Another maximize

  1. tony873004

    tony873004 1,555
    Science Advisor
    Gold Member

    The demand for rubies is given by the equation
    [tex]
    q = \frac{4}{3}p + 80
    [/tex]

    where p is the price and q is the number of rubies sold each week. At what price should the rubies be sold to maximize weekly revenue?

    [tex]
    \begin{array}{l}
    R = pq \\
    R = p\left( {\frac{4}{3}p + 80} \right) \\
    R = \frac{4}{3}p^2 + 80p \\
    \\
    R' = \frac{8}{3}p + 80 \\
    \\
    \frac{8}{3}p + 80 = 0 \\
    \\
    \frac{8}{3}p = - 80 \\
    \\
    p = \frac{{ - 80}}{{\left( {\frac{8}{3}} \right)}} = \frac{{ - 240}}{8} = - 30 \\
    \end{array}
    [/tex]
    To maximize weekly revenue, they should give away the rubies and $30 per rubie. (Obviously wrong.
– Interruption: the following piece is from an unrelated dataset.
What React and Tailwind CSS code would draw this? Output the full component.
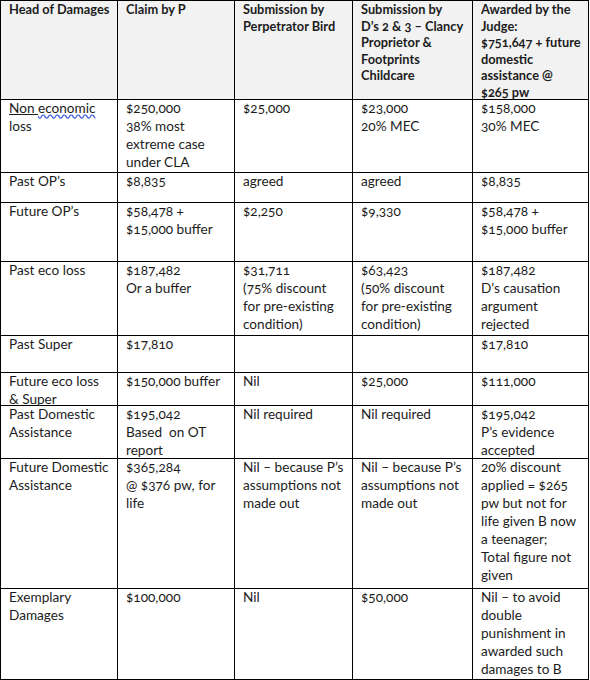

The back of the book says $30)
     
  2. jcsd
  3. It looks like by the second derivative of R with respect to P that actually minimizes the revenue. To maximize revenue then would be to choose the highest price possible. The demand formula doesn't make sense to begin with because it implies that you sell more rubies as the price goes up on rubies, so a strange answer doesn't seem out of the question.
     
    Last edited by a moderator: May 20, 2006
  4. This doesn't make any sense.

    q = 4/3p + 80

    So when you increase the price you sell more rubies? In that case you would maximize weekly revenue by selling an infinite number of rubies. Either I'm not understanding you correctly, or you are missing a minus sign in that formula, try something like:

    q = -4/3p + 80

    and see how that works.

    EDIT: That seems to give you the right answer, it must be a typo in the book.

    ~Lyuokdea
     
    Last edited: May 20, 2006
  5. dav2008

    dav2008 624
    Gold Member

    To go along with what Lyokdea said, you also know something is wrong when you look at your equation for revenue that you're trying to maximize: R=4/3p2+80p. This function clearly has no absolute maximum; only a minimum. (It's an upwards-opening parabola)
     
  6. nrqed

    nrqed 3,048
    Science Advisor
    Homework Helper

    :rofl: :rofl: You made me laugh out loud with your last sentence :biggrin:

    Are you sure that the first equation should not read -4/3p+80?
    With the equation you gave, increasing the price keeps increasing the number sold, which is weird. And notice that your function for R is concave upward..Taking the price to infinity will lead to infinite revenues!
    (what you found is actually the minimum).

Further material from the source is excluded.